The Grand National brought it's usual rush of controversy after two horses had to be destroyed following falls in the race. I was struck how one owner and one jockey seemed to filled with regret after their horses were killed. Both said something along the lines that they never imagined that this would be the outcome. Whilst I have sympathy for all of the connections of these no doubt loved horses, I don't really understand how they couldn't have foreseen it since the odds of having your horse killed appear to be at least twice as likely as winning the race. Two horses were killed in the same race last year, and despite the efforts to make the course safer, lower jumps and just as many horses mean that the chances of a horse were being killed were just as great.

This disconnection fascinates me, since in law we were taught about foreseeability as the test of whether  someone is liable for the damage that they cause.

Research has shown that at least one in three, and as many as two in three, horses that are kept in a stable for any significant period of time, as many leisure horses are, are likely to have gastric ulceration. Why do people think that this would not include their horse? You can certainly lessen the odds by feeding ad lib hay at floor level.

I fully accept that there are some horses that do not thrive so well if turned out full time, but it's a balancing act. Chancer is on this line. Having got through the winter beautifully, he started to lose weight in February and has only just started to look right again. He's not helped by the fact that he has lost a lot of muscle having done no work since he started treatment for his sarcoids. I shall have to take a hard look at whether he should be kept in next winter or how I can arrest this drop in weight before it starts in February.

Thursday, April 19, 2012

19th April, 2012 Rye

Rye continues to make great progress. Today he was short-reined out with his bit in. He has proved to be very responsive in this, much softer and lighter than in the Dually, and he seems to welcome the clarity of the communication.  He'll be ridden out in it tomorrow.

Monday, April 16, 2012

16th April, 2012 Friendship and freedom

If proof were needed of just how much horses need to be able to move and enjoy the companionship of others, this is surely it. Having spent rather a lot of time in the stable since he was brought from the sales, B really needed to let off some steam and to engage with another horse in some fairly rough play. Without this, all of his pent up energy would have been turned on us as we tried to lead him out for the very first time in a car park full of cars. Horses need to be able to express themselves with other horses or they will turn their combative behaviour on the humans around them.

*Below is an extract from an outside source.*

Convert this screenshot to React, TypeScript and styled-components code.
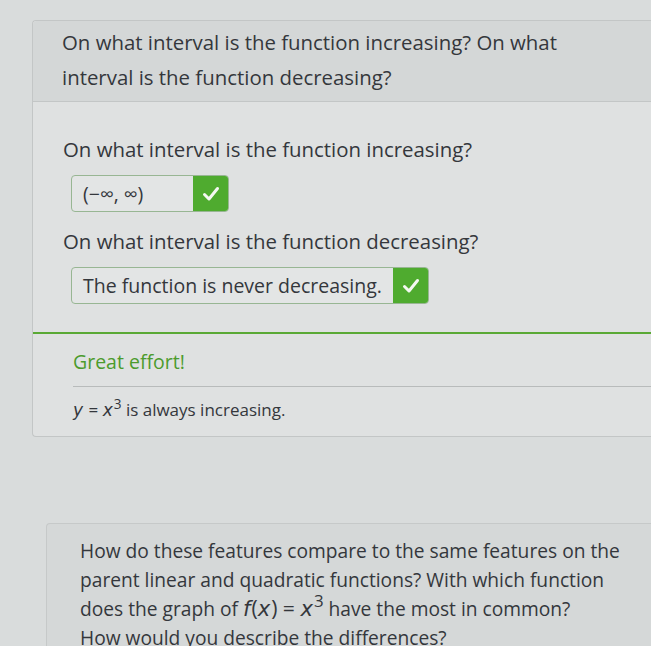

Once he had got that little lot out of his system, B was calm and amenable and ready to learn. Imagine if we had tried to work with him with all that energy inside him.

16th April, 2012 To bit or not to bit?

I have chosen to use a Myler Low Port Comfort snaffle combination for Rye. This will hopefully gives the subtlety to teach him what the signals through a bit mean so that I keep him soft and responsive. He is so strong through his neck and nose that I think any attempt to keep him bit-less would end up in disaster. He accepted the bit very readily today and just carried it while he was long-reined and ridden.

16th April, 2012 Mending fences

The fencing has begun and I am looking forward to having my second field back. One of the fencing men has the most glorious set of working Labradors in a range of colours, mainly black!

16th April, 2012 In with the Big Boys

Peechay and Maverick have now been joined by Silver. Growing up on the Forest teaches young horses great manners and to be circumspect with strangers - for a while at least!!